Shoothill, the UK-based software development and data visualisation specialists, have been accepted as a supplier on the prestigious Crown Commercial Service (CCS) G-Cloud 8 framework, superseding their original listing on G-Cloud 6.

The Crown Commercial Service has brought together Government’s central commercial capability into a single organisation, amalgamating Government Procurement Service with other commercial teams from the Cabinet Office and central government departments.

CCS is an executive agency of the Cabinet Office and operates as a trading fund under the Government Trading Funds Act 1973. Their remit is to work with both departments and organisation across the whole of the public sector to ensure maximum value is extracted from every commercial relationship and improve the quality of service delivery.

The CCS goal is to become the “go-to” place for expert commercial and procurement services.

With both service delivery and advisory capability, services include contract management and supplier performance management to ensure that the Government acts as a true, single customer’ freeing up individual organisations tp focus their procurement expertise on what is unique to them.

Shoothill already have a track record in the Public Sector, with many significant projects already completed, including extensive work for the Environment Agency, West Midlands Fire Service and the Imperial War Museum.

Designed to make life easier for government departments, local authorities and wider Public Sector organisations to purchase cloud solutions, the G-Cloud Framework is now in its eighth release.

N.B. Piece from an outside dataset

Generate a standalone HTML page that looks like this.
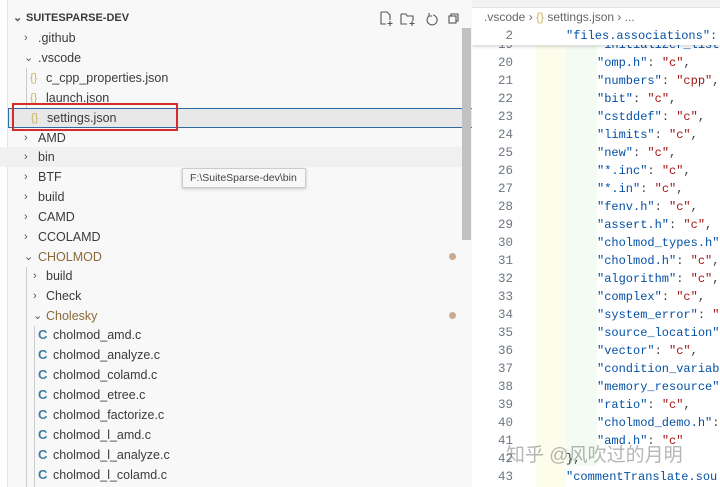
<!DOCTYPE html>
<html><head><meta charset="utf-8"><style>
*{margin:0;padding:0;box-sizing:border-box}
body{width:720px;height:487px;overflow:hidden;background:#f8f8f8;font-family:"Liberation Sans","Noto Sans CJK SC",sans-serif;position:relative}
.side{position:absolute;left:0;top:0;width:472px;height:487px;background:#f8f8f8}
.row{position:absolute;left:0;width:462px;height:20px;font-size:12.5px;color:#3b3b3b;line-height:20px;white-space:nowrap}
.chev{position:absolute;top:0;font-size:11px;color:#555}
.ed{position:absolute;left:472px;top:0;width:248px;height:487px;background:#fff;overflow:hidden}
.ln{position:absolute;left:0;width:41px;text-align:right;font-family:"Liberation Mono","DejaVu Sans Mono",monospace;font-size:12.5px;color:#6e7681}
.cd{position:absolute;font-family:"Liberation Mono","DejaVu Sans Mono",monospace;font-size:12px;color:#0451a5;white-space:pre}
.s{color:#a31515}
.c{color:#3b3b3b}
.dot{position:absolute;left:449px;width:7px;height:7px;border-radius:50%;background:#c9a98f}
.cic{position:absolute;font-weight:bold;color:#3c7ea0;font-size:13px}
</style></head><body>
<div class="side">
 <div style="position:absolute;left:0;top:0;width:8px;height:487px;background:#fff;border-right:1px solid #e5e5e5"></div>
 <div class="row" style="top:8px;font-weight:bold;font-size:11px"><span class="chev" style="left:13px">⌄</span><span style="position:absolute;left:26px">SUITESPARSE-DEV</span>
  <svg style="position:absolute;left:378px;top:3px" width="84" height="16" fill="none" stroke="#555" stroke-width="1.1"><path d="M3 1h6l3 3v5M3 1v12h5M12 10v5M9.5 12.5h5"/><path d="M23 3h5l1 2h6v5M23 3v10h6M34 10v5M31.5 12.5h5"/><path d="M55 4a5 5 0 1 1-4 1M51 2v3h3"/><rect x="71" y="5" width="7" height="7"/><path d="M73 5V3h7v7h-2"/></svg>
 </div>
 <div class="row" style="top:28px"><span class="chev" style="left:24px">›</span><span style="position:absolute;left:38px">.github</span></div>
 <div class="row" style="top:48px"><span class="chev" style="left:24px">⌄</span><span style="position:absolute;left:38px">.vscode</span></div>
 <div style="position:absolute;left:26px;top:68px;width:1px;height:60px;background:#ccc"></div>
 <div class="row" style="top:68px"><span style="position:absolute;left:30px;color:#c9b35e;font-size:11px">{}</span><span style="position:absolute;left:46px">c_cpp_properties.json</span></div>
 <div class="row" style="top:88px"><span style="position:absolute;left:30px;color:#c9b35e;font-size:11px">{}</span><span style="position:absolute;left:46px">launch.json</span></div>
 <div class="row" style="top:108px;width:470px;left:8px;background:#e8e8e8;border:1px solid #2e6ca4"><span style="position:absolute;left:22px;color:#c9b35e;font-size:11px;line-height:18px">{}</span><span style="position:absolute;left:38px;line-height:18px">settings.json</span></div>
 <div style="position:absolute;left:12px;top:103px;width:166px;height:28px;border:2px solid #d42b2b"></div>
 <div class="row" style="top:128px"><span class="chev" style="left:24px">›</span><span style="position:absolute;left:38px">AMD</span></div>
 <div class="row" style="top:147px;background:#f0f0f0"><span class="chev" style="left:24px">›</span><span style="position:absolute;left:38px">bin</span></div>
 <div class="row" style="top:167px"><span class="chev" style="left:24px">›</span><span style="position:absolute;left:38px">BTF</span></div>
 <div class="row" style="top:187px"><span class="chev" style="left:24px">›</span><span style="position:absolute;left:38px">build</span></div>
 <div class="row" style="top:207px"><span class="chev" style="left:24px">›</span><span style="position:absolute;left:38px">CAMD</span></div>
 <div class="row" style="top:227px"><span class="chev" style="left:24px">›</span><span style="position:absolute;left:38px">CCOLAMD</span></div>
 <div class="row" style="top:247px;color:#8a6a3a"><span class="chev" style="left:24px">⌄</span><span style="position:absolute;left:38px">CHOLMOD</span></div>
 <div class="dot" style="top:253px"></div>
 <div style="position:absolute;left:26px;top:267px;width:1px;height:220px;background:#ccc"></div>
 <div class="row" style="top:266px"><span class="chev" style="left:33px">›</span><span style="position:absolute;left:46px">build</span></div>
 <div class="row" style="top:286px"><span class="chev" style="left:33px">›</span><span style="position:absolute;left:46px">Check</span></div>
 <div class="row" style="top:306px;color:#8a6a3a"><span class="chev" style="left:33px">⌄</span><span style="position:absolute;left:46px">Cholesky</span></div>
 <div class="dot" style="top:312px"></div>
 <div style="position:absolute;left:34px;top:326px;width:1px;height:161px;background:#ccc"></div>
 <div class="row" style="top:325px"><span class="cic" style="left:38px">C</span><span style="position:absolute;left:53px">cholmod_amd.c</span></div>
 <div class="row" style="top:345px"><span class="cic" style="left:38px">C</span><span style="position:absolute;left:53px">cholmod_analyze.c</span></div>
 <div class="row" style="top:365px"><span class="cic" style="left:38px">C</span><span style="position:absolute;left:53px">cholmod_colamd.c</span></div>
 <div class="row" style="top:385px"><span class="cic" style="left:38px">C</span><span style="position:absolute;left:53px">cholmod_etree.c</span></div>
 <div class="row" style="top:405px"><span class="cic" style="left:38px">C</span><span style="position:absolute;left:53px">cholmod_factorize.c</span></div>
 <div class="row" style="top:425px"><span class="cic" style="left:38px">C</span><span style="position:absolute;left:53px">cholmod_l_amd.c</span></div>
 <div class="row" style="top:445px"><span class="cic" style="left:38px">C</span><span style="position:absolute;left:53px">cholmod_l_analyze.c</span></div>
 <div class="row" style="top:465px"><span class="cic" style="left:38px">C</span><span style="position:absolute;left:53px">cholmod_l_colamd.c</span></div>
 <div style="position:absolute;left:182px;top:168px;width:124px;height:20px;background:#f8f8f8;border:1px solid #ccc;box-shadow:0 1px 3px rgba(0,0,0,.2);font-size:10.5px;color:#444;line-height:18px;padding-left:7px">F:\SuiteSparse-dev\bin</div>
 <div style="position:absolute;left:462px;top:28px;width:9px;height:212px;background:#c1c1c1"></div>
</div>
<div class="ed">
 <div style="position:absolute;left:0;top:0;width:248px;height:8px;background:#f3f3f3;border-bottom:1px solid #e5e5e5"></div>
 <div style="position:absolute;left:64px;top:46px;width:30px;height:441px;background:#fdfdec"></div>
 <div style="position:absolute;left:94px;top:46px;width:31px;height:420px;background:#f3fbf3"></div>
 <div class="ln" style="top:38px">19</div><div class="cd" style="left:125px;top:38px">"initializer_list"</div>
 <div style="position:absolute;left:12px;top:10px;font-size:12px;color:#666">.vscode › <span style="color:#c9b35e">{}</span> settings.json › ...</div>
 <div style="position:absolute;left:0;top:28px;width:248px;height:17px;background:#fff;box-shadow:0 2px 3px rgba(0,0,0,.15)"></div>
 <div class="ln" style="top:29px">2</div><div class="cd" style="left:94px;top:29px">"files.associations":</div>
 <div class="ln" style="top:56px">20</div><div class="cd" style="left:125px;top:56px">"omp.h"<span class="c">: </span><span class="s">"c"</span><span class="c">,</span></div>
 <div class="ln" style="top:74px">21</div><div class="cd" style="left:125px;top:74px">"numbers"<span class="c">: </span><span class="s">"cpp"</span><span class="c">,</span></div>
 <div class="ln" style="top:92px">22</div><div class="cd" style="left:125px;top:92px">"bit"<span class="c">: </span><span class="s">"c"</span><span class="c">,</span></div>
 <div class="ln" style="top:110px">23</div><div class="cd" style="left:125px;top:110px">"cstddef"<span class="c">: </span><span class="s">"c"</span><span class="c">,</span></div>
 <div class="ln" style="top:128px">24</div><div class="cd" style="left:125px;top:128px">"limits"<span class="c">: </span><span class="s">"c"</span><span class="c">,</span></div>
 <div class="ln" style="top:146px">25</div><div class="cd" style="left:125px;top:146px">"new"<span class="c">: </span><span class="s">"c"</span><span class="c">,</span></div>
 <div class="ln" style="top:164px">26</div><div class="cd" style="left:125px;top:164px">"*.inc"<span class="c">: </span><span class="s">"c"</span><span class="c">,</span></div>
 <div class="ln" style="top:182px">27</div><div class="cd" style="left:125px;top:182px">"*.in"<span class="c">: </span><span class="s">"c"</span><span class="c">,</span></div>
 <div class="ln" style="top:200px">28</div><div class="cd" style="left:125px;top:200px">"fenv.h"<span class="c">: </span><span class="s">"c"</span><span class="c">,</span></div>
 <div class="ln" style="top:218px">29</div><div class="cd" style="left:125px;top:218px">"assert.h"<span class="c">: </span><span class="s">"c"</span><span class="c">,</span></div>
 <div class="ln" style="top:236px">30</div><div class="cd" style="left:125px;top:236px">"cholmod_types.h"</div>
 <div class="ln" style="top:254px">31</div><div class="cd" style="left:125px;top:254px">"cholmod.h"<span class="c">: </span><span class="s">"c"</span><span class="c">,</span></div>
 <div class="ln" style="top:272px">32</div><div class="cd" style="left:125px;top:272px">"algorithm"<span class="c">: </span><span class="s">"c"</span><span class="c">,</span></div>
 <div class="ln" style="top:290px">33</div><div class="cd" style="left:125px;top:290px">"complex"<span class="c">: </span><span class="s">"c"</span><span class="c">,</span></div>
 <div class="ln" style="top:308px">34</div><div class="cd" style="left:125px;top:308px">"system_error"<span class="c">: </span><span class="s">"</span></div>
 <div class="ln" style="top:326px">35</div><div class="cd" style="left:125px;top:326px">"source_location"</div>
 <div class="ln" style="top:344px">36</div><div class="cd" style="left:125px;top:344px">"vector"<span class="c">: </span><span class="s">"c"</span><span class="c">,</span></div>
 <div class="ln" style="top:362px">37</div><div class="cd" style="left:125px;top:362px">"condition_variab</div>
 <div class="ln" style="top:380px">38</div><div class="cd" style="left:125px;top:380px">"memory_resource"</div>
 <div class="ln" style="top:398px">39</div><div class="cd" style="left:125px;top:398px">"ratio"<span class="c">: </span><span class="s">"c"</span><span class="c">,</span></div>
 <div class="ln" style="top:416px">40</div><div class="cd" style="left:125px;top:416px">"cholmod_demo.h"<span class="c">:</span></div>
 <div class="ln" style="top:434px">41</div><div class="cd" style="left:125px;top:434px">"amd.h"<span class="c">: </span><span class="s">"c"</span></div>
 <div class="ln" style="top:452px">42</div><div class="cd c" style="left:94px;top:452px">},</div>
 <div class="ln" style="top:470px">43</div><div class="cd" style="left:94px;top:470px">"commentTranslate.sou</div>
 <div style="position:absolute;left:34px;top:440px;font-size:19px;color:rgba(120,120,120,.55);white-space:nowrap">知乎 @风吹过的月明</div>
</div>
</body></html>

Rod Plummer, MD at Shoothill, commented earlier today, “We are thoroughly delighted to have been accepted on this framework agreement and it is further evidence that Shoothill have a compelling proposition for the Public Sector. Organisations can now easily and painlessly benefit from the cost-effective services provided by Shoothill, with projects being developed in a much shorter time frame without the need for a drawn-out, separate procurement process”.